The task: Set down, exactly as written, only the lines starting with the one that holds "Write the React, TypeScript" and ending with the one that holds "import React from 'react';".

Exercise material:

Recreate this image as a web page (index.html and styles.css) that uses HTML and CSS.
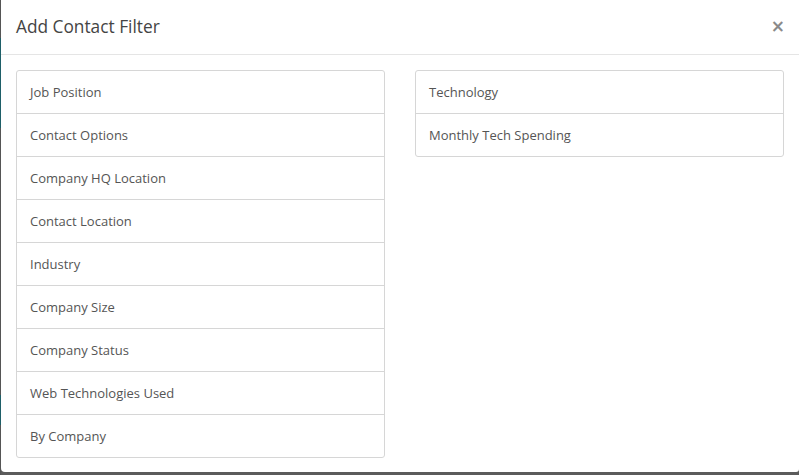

==

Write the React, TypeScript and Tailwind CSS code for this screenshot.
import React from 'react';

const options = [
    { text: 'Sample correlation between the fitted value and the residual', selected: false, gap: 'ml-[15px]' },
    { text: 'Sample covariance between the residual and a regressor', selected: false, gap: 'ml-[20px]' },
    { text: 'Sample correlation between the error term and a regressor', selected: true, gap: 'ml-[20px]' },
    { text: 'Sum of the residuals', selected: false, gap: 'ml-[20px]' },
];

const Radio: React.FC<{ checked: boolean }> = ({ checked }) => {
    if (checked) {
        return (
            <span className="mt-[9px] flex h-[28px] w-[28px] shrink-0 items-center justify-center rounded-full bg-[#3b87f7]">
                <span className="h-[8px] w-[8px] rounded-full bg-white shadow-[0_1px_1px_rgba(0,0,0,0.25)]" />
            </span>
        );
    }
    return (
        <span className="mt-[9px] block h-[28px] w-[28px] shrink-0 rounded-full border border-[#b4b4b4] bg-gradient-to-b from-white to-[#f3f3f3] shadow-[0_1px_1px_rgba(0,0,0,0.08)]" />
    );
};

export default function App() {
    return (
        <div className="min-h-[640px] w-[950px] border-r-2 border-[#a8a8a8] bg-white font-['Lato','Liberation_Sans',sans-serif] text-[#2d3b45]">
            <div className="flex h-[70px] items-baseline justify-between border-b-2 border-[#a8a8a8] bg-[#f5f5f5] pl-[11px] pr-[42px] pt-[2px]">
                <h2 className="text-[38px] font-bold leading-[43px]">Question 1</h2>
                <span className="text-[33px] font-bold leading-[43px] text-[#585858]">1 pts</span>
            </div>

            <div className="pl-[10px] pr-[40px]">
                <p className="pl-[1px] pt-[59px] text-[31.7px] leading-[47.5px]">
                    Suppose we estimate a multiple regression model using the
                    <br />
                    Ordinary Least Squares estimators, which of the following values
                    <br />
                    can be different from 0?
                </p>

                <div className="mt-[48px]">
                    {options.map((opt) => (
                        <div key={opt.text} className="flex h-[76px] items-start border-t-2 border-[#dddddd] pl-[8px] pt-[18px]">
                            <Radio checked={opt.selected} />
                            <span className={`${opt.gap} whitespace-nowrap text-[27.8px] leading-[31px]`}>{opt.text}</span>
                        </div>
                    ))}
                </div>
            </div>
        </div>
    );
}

The output:
Write the React, TypeScript and Tailwind CSS code for this screenshot.
import React from 'react';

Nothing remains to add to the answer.